### STATED PROBLEM
In the entries below, identify every line with the string "React" and copy it.

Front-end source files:

^^^^^^^^^^^^^^^^

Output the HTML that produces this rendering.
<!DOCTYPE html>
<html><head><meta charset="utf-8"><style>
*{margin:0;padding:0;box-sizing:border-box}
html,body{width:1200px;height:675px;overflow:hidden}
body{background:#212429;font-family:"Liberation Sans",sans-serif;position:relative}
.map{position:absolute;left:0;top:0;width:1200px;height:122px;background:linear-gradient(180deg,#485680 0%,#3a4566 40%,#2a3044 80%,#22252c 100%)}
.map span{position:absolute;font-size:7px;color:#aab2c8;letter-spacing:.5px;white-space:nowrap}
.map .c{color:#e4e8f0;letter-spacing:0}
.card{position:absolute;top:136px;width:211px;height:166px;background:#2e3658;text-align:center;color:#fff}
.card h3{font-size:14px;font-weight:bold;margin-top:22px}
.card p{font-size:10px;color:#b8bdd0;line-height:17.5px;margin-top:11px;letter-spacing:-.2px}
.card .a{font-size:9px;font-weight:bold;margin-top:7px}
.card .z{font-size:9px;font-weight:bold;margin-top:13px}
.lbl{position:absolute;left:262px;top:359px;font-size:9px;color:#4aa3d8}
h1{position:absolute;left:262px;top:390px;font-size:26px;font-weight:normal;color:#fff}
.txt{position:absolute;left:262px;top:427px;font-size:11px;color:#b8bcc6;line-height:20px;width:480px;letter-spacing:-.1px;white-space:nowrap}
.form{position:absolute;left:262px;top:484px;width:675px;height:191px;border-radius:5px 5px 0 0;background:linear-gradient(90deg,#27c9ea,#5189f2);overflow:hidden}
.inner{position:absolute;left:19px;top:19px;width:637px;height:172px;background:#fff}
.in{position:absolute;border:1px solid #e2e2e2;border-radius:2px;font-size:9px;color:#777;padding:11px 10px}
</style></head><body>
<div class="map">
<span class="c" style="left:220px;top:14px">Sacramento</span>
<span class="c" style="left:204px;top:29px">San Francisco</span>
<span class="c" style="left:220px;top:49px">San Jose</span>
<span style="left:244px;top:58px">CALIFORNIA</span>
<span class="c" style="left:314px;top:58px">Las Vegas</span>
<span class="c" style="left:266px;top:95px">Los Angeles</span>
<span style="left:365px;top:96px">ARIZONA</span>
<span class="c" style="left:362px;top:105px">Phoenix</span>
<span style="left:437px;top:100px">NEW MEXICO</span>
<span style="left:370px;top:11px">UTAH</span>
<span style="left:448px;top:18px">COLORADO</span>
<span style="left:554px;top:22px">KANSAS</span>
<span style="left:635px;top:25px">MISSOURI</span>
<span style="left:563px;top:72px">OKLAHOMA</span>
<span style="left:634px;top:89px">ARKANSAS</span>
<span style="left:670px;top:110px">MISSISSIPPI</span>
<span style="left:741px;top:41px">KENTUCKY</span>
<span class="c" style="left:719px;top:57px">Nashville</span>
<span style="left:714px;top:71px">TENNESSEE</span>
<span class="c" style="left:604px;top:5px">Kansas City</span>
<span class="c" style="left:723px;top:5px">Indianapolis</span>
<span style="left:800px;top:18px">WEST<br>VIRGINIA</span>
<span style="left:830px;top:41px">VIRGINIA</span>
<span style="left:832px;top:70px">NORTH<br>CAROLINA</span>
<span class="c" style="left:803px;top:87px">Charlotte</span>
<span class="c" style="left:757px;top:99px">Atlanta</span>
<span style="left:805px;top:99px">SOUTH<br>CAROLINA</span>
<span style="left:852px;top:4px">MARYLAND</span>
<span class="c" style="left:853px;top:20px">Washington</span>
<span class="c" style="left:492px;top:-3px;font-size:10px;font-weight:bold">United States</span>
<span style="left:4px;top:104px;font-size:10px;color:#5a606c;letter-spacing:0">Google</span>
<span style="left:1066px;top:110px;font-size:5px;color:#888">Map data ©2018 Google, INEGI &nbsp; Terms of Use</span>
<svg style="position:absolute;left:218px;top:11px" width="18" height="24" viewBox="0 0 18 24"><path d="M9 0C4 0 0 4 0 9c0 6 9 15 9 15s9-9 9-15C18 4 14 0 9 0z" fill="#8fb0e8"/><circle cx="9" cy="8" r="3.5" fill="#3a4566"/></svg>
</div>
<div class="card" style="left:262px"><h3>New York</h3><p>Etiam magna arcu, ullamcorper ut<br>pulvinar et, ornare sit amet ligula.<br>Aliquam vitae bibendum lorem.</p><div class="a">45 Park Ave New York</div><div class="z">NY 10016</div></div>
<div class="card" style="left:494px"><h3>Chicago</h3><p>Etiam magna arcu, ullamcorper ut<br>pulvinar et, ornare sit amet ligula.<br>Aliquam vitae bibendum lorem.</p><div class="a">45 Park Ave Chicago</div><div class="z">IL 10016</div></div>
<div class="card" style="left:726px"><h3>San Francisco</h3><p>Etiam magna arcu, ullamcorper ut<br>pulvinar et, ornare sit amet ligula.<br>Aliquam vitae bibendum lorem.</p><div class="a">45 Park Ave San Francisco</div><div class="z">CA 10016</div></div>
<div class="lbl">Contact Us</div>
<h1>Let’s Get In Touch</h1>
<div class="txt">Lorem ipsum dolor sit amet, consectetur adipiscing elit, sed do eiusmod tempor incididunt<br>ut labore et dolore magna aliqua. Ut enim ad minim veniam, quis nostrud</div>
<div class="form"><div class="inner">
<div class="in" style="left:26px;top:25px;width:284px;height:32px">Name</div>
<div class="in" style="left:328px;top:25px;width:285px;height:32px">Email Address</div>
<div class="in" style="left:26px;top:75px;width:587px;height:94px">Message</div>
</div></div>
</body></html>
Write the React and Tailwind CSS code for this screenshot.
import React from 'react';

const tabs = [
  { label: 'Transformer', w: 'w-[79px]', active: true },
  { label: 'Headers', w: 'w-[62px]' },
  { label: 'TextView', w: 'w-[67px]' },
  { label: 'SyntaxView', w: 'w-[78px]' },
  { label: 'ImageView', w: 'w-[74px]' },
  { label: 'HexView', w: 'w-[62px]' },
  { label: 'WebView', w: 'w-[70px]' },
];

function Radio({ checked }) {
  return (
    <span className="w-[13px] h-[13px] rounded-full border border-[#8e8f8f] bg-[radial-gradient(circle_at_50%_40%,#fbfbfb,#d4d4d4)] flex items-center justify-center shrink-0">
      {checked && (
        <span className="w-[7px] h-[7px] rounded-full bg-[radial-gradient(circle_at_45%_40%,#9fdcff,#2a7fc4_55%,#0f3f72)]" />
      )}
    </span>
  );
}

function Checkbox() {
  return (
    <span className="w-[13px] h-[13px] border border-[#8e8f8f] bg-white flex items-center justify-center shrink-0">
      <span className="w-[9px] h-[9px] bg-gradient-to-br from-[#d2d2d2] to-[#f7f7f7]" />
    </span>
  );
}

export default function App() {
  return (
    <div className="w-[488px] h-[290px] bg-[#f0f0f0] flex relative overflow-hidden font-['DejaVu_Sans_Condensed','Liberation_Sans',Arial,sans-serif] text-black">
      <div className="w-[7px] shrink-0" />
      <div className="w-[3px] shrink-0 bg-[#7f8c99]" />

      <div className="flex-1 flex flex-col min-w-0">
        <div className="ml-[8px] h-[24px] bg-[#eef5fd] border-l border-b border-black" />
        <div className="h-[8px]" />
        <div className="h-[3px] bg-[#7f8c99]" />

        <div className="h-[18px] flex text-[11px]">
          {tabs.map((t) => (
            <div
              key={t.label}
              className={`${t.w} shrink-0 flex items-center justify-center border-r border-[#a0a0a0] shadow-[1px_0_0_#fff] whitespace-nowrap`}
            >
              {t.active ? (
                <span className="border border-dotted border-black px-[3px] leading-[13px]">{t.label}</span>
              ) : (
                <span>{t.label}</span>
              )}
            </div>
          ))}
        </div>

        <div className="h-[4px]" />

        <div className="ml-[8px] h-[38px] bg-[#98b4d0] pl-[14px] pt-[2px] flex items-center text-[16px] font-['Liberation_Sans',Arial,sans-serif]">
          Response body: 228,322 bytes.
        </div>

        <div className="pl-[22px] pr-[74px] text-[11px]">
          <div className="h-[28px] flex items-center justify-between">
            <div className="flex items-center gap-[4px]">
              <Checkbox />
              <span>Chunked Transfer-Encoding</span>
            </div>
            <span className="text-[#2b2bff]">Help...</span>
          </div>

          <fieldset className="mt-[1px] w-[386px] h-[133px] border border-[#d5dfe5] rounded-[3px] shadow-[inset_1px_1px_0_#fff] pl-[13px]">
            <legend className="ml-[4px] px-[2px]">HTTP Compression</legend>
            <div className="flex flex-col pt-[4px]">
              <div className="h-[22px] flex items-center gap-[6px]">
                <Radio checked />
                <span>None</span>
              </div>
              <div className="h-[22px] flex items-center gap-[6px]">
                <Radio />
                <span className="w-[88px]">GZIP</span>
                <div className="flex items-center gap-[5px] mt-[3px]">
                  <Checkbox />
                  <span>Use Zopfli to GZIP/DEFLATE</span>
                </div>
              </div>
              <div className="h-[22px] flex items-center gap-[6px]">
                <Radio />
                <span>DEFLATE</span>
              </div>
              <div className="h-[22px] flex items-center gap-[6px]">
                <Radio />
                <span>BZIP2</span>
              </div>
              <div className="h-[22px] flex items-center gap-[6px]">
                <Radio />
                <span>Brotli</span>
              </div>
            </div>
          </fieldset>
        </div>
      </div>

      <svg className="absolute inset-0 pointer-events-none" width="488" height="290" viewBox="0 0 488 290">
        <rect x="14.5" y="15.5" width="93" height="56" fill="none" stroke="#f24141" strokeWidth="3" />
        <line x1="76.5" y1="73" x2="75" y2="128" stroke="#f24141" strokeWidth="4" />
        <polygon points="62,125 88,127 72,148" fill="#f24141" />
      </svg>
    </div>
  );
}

^^^^^^^^^^^^^^^^

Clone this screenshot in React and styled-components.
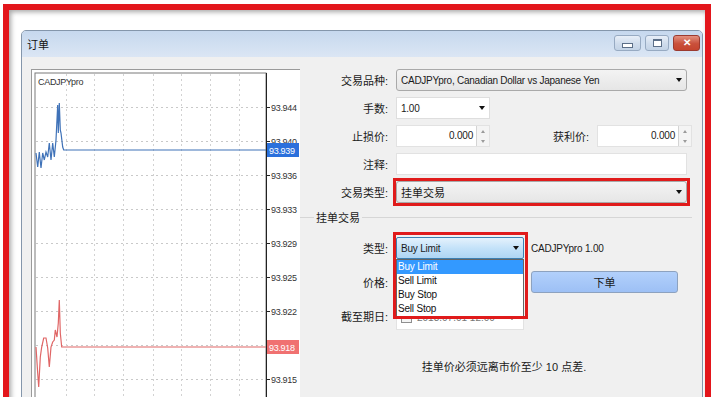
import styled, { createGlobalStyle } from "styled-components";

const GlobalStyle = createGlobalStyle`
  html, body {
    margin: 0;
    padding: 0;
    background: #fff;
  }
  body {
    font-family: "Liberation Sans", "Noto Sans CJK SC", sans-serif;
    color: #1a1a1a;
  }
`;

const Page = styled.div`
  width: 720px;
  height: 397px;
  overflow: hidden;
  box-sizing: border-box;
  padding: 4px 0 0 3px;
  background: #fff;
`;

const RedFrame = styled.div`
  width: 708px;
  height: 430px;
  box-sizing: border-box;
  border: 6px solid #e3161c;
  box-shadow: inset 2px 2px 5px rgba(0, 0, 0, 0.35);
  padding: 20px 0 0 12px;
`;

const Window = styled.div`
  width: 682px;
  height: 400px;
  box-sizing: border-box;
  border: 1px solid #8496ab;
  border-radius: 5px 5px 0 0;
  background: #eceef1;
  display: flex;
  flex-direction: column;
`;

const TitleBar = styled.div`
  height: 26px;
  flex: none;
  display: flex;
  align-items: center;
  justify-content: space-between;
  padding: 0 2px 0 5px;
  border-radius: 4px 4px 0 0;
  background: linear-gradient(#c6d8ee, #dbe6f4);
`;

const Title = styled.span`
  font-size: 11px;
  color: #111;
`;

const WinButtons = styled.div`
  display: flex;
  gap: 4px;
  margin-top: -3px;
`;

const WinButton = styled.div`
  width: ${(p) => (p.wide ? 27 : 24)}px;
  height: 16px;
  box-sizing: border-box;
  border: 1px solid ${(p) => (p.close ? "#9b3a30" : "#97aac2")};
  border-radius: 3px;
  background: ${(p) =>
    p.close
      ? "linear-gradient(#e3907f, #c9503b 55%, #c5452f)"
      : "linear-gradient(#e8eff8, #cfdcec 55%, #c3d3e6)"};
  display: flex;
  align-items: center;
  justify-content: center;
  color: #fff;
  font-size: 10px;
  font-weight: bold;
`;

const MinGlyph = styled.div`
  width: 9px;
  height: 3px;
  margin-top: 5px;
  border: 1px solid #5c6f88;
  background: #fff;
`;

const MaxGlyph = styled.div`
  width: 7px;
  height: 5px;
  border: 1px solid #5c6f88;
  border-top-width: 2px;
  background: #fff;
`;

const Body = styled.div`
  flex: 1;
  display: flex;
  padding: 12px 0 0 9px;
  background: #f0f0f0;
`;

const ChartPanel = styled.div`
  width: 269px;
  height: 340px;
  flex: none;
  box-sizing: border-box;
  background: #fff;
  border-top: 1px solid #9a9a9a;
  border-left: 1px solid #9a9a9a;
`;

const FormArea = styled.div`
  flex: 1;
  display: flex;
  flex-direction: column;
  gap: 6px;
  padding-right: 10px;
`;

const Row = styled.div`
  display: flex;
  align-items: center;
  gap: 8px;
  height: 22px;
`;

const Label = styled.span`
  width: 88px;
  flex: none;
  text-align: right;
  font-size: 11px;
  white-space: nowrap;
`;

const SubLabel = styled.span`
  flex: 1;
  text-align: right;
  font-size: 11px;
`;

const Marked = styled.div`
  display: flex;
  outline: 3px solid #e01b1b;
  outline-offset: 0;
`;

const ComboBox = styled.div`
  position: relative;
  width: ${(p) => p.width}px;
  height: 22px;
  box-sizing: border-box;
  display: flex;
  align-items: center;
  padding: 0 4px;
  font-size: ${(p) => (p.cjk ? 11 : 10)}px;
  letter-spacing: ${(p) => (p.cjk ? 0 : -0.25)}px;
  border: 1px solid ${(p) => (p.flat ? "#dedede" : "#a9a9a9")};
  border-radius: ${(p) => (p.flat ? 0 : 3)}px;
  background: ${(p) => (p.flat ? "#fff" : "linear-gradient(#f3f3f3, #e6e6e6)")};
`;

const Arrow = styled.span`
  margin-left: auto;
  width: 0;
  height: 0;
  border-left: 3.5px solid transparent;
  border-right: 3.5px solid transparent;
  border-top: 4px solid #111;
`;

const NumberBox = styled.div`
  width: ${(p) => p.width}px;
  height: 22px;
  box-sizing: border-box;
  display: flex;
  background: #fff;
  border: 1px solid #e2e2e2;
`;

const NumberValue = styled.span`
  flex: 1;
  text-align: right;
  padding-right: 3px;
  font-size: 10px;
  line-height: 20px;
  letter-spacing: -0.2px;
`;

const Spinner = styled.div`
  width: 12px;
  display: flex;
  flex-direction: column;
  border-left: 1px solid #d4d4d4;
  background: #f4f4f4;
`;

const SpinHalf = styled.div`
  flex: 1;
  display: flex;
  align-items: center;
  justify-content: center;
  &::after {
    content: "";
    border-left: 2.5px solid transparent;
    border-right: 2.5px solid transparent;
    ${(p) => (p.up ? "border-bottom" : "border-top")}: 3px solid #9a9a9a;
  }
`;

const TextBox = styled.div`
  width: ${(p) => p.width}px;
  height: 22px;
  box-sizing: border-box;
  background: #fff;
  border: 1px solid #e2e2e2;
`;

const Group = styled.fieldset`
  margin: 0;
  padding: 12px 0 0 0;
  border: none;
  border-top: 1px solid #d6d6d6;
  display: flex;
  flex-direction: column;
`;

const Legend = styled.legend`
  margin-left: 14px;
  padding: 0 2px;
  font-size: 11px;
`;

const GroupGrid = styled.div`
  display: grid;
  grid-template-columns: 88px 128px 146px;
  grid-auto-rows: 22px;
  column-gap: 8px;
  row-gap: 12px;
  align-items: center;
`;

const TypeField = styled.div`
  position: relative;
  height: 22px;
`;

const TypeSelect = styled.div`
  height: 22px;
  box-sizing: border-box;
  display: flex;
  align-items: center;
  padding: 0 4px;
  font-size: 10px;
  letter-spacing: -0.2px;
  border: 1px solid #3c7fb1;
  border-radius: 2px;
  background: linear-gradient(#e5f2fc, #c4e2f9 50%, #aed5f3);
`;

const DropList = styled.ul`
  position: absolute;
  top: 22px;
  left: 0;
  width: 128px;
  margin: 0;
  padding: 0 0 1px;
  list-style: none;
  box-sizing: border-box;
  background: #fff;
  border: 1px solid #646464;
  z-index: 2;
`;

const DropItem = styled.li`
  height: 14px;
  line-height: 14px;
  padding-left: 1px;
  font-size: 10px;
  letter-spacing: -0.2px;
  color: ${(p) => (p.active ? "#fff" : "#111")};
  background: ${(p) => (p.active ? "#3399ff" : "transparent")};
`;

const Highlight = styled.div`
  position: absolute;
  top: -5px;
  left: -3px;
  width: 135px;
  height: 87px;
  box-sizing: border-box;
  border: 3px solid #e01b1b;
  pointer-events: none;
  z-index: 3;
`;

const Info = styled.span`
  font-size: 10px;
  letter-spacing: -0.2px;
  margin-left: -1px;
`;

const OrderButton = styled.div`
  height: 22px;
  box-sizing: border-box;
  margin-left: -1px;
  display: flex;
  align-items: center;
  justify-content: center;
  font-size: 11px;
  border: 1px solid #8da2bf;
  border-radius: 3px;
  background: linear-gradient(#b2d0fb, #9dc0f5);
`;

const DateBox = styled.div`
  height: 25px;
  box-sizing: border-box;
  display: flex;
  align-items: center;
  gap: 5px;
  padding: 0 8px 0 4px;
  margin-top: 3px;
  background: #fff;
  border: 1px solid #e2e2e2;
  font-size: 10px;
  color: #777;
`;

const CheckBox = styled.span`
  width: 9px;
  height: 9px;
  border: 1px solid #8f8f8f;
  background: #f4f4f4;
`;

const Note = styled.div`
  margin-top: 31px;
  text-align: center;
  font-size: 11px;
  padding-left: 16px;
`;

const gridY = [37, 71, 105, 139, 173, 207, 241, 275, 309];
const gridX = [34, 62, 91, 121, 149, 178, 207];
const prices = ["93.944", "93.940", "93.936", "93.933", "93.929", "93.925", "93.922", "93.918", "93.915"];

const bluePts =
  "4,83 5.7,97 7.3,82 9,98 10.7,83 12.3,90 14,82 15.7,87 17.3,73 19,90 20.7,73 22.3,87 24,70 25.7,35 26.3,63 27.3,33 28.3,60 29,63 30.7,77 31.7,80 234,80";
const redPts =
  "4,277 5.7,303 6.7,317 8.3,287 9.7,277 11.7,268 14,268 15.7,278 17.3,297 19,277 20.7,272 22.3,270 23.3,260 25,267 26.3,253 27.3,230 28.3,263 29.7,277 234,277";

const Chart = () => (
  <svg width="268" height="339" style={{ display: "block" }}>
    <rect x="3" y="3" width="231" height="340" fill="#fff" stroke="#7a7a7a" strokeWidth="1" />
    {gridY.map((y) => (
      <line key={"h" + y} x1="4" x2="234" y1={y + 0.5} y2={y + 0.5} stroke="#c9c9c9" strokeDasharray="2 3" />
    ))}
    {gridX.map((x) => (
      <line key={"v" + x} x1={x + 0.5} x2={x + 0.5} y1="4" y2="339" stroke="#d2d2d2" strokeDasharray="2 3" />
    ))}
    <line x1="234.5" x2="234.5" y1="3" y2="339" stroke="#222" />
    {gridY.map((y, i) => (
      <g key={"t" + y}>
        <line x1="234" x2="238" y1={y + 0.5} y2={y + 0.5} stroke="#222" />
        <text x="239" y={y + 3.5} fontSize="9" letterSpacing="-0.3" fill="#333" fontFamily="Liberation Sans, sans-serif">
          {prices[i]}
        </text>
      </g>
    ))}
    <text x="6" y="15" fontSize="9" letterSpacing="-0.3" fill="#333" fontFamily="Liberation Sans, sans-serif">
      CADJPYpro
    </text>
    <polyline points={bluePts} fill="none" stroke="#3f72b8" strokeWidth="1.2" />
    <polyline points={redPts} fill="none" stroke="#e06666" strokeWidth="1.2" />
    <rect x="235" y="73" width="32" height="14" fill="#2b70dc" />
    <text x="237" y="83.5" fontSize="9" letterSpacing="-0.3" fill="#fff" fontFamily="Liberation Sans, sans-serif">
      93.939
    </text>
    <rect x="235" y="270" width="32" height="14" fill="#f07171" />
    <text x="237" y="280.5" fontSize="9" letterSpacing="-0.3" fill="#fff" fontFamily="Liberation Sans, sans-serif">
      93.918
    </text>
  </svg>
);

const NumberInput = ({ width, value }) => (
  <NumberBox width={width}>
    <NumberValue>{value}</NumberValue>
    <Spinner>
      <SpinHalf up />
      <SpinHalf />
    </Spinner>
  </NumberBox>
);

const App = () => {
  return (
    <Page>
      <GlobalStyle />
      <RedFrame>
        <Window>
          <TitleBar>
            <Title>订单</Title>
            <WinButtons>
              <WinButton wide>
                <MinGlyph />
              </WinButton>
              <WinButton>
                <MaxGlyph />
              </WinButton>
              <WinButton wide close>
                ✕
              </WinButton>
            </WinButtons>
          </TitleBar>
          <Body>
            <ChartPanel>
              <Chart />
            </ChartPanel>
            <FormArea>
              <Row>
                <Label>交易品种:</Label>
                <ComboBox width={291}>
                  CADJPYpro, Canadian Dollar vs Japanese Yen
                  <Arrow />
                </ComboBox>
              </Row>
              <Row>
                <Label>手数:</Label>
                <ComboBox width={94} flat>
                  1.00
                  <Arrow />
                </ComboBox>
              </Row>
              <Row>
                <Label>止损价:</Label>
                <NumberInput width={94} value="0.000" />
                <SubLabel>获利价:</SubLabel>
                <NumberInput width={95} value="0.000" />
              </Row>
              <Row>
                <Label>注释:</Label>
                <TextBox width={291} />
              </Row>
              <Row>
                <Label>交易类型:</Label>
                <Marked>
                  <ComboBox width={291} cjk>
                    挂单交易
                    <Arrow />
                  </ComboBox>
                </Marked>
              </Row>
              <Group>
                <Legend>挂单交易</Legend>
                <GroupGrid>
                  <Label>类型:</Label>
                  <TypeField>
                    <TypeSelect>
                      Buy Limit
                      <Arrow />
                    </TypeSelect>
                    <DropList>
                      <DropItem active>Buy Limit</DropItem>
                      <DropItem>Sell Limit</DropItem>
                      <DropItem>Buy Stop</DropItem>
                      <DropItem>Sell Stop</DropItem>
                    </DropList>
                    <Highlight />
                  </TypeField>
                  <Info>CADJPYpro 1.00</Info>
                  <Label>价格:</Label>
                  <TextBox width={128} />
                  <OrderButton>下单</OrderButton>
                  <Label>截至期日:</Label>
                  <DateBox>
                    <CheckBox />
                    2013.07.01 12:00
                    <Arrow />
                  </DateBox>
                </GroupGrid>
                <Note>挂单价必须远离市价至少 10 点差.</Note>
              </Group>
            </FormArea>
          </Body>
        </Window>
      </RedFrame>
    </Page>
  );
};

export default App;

^^^^^^^^^^^^^^^^

### PROBLEM SOLUTION
Write the React and Tailwind CSS code for this screenshot.
import React from 'react';
Clone this screenshot in React and styled-components.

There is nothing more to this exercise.